Line: Saints -3 | Total: 52

The oldest starting quarterback left in the A.F.C. playoffs is Baker Mayfield, who doesn’t turn 26 until April. Three of the four starters in that conference were first-round picks in the 2018 draft. By the time any of the four had started a game in the N.F.L., Tom Brady had already won five Super Bowls and Drew Brees was closing in on Dan Marino’s record for career passing yards.

The young players have largely reimagined the quarterback position, using their mobility to empower their passing while contributing to a leaguewide scoring explosion. Yet Brady and Brees, museum-quality examples of a forgotten age of pocket passers, carry on, leading serious Super Bowl contenders in the second week of the playoffs.

In truth, this game shouldn’t be defined just by its famous quarterbacks. Brees’s Saints had plenty of offense this season — running back Alvin Kamara led the N.F.L. with 21 total touchdowns — but relied just as much on the defense, which Dennis Allen, the team’s defensive coordinator, built into a powerhouse.

Tampa Bay has a talented young defense as well — the support on that side of the ball undoubtedly played a role in Brady’s decision to sign there — and in recent weeks, the Buccaneers have started to truly click on offense. The team’s wealth of receiving options — wide receivers Mike Evans, Chris Godwin and Antonio Brown; tight end Rob Gronkowski — powered Brady to his best statistical season since at least 2017 and one of the best of his career.

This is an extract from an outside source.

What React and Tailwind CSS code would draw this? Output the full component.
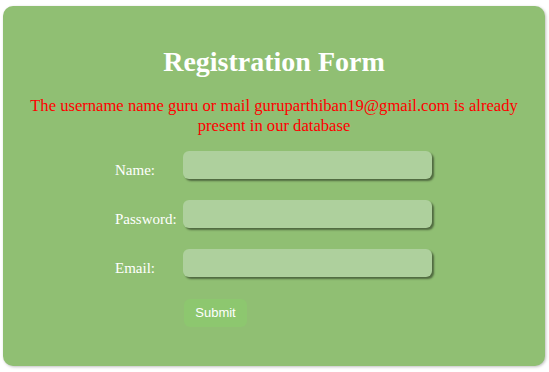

The regular-season meetings between these teams were laughable. The Saints won both, with a combined score of 72-26. And they are playing at home, which plays a role for them even if the impact is lessened by the tiny crowds that the team is allowed to host. The Buccaneers are a good enough team that they should be respected — in many ways, this feels like a tossup — but the Saints are rightly narrow favorites in what could be the most competitive game of the weekend. Pick: Saints.
 
Not sure that the strength of the NYT is its sports section. And as a longtime NYT subscriber and reader, I readily acknowledge that the Times has areas in which to improve and that the Trump years have impacted the paper in both negative and positive ways. But because a New Orleans guy, Dean Baquet, is the paper's executive editor, I thought I would offer another view: In my opinion, the Times, with a news staff of 1,600, remains the greatest newspaper on the planet. In this country, only the WSJ and the Washington Post are even in the conversation, and both have only a fraction of the resources that the Times has.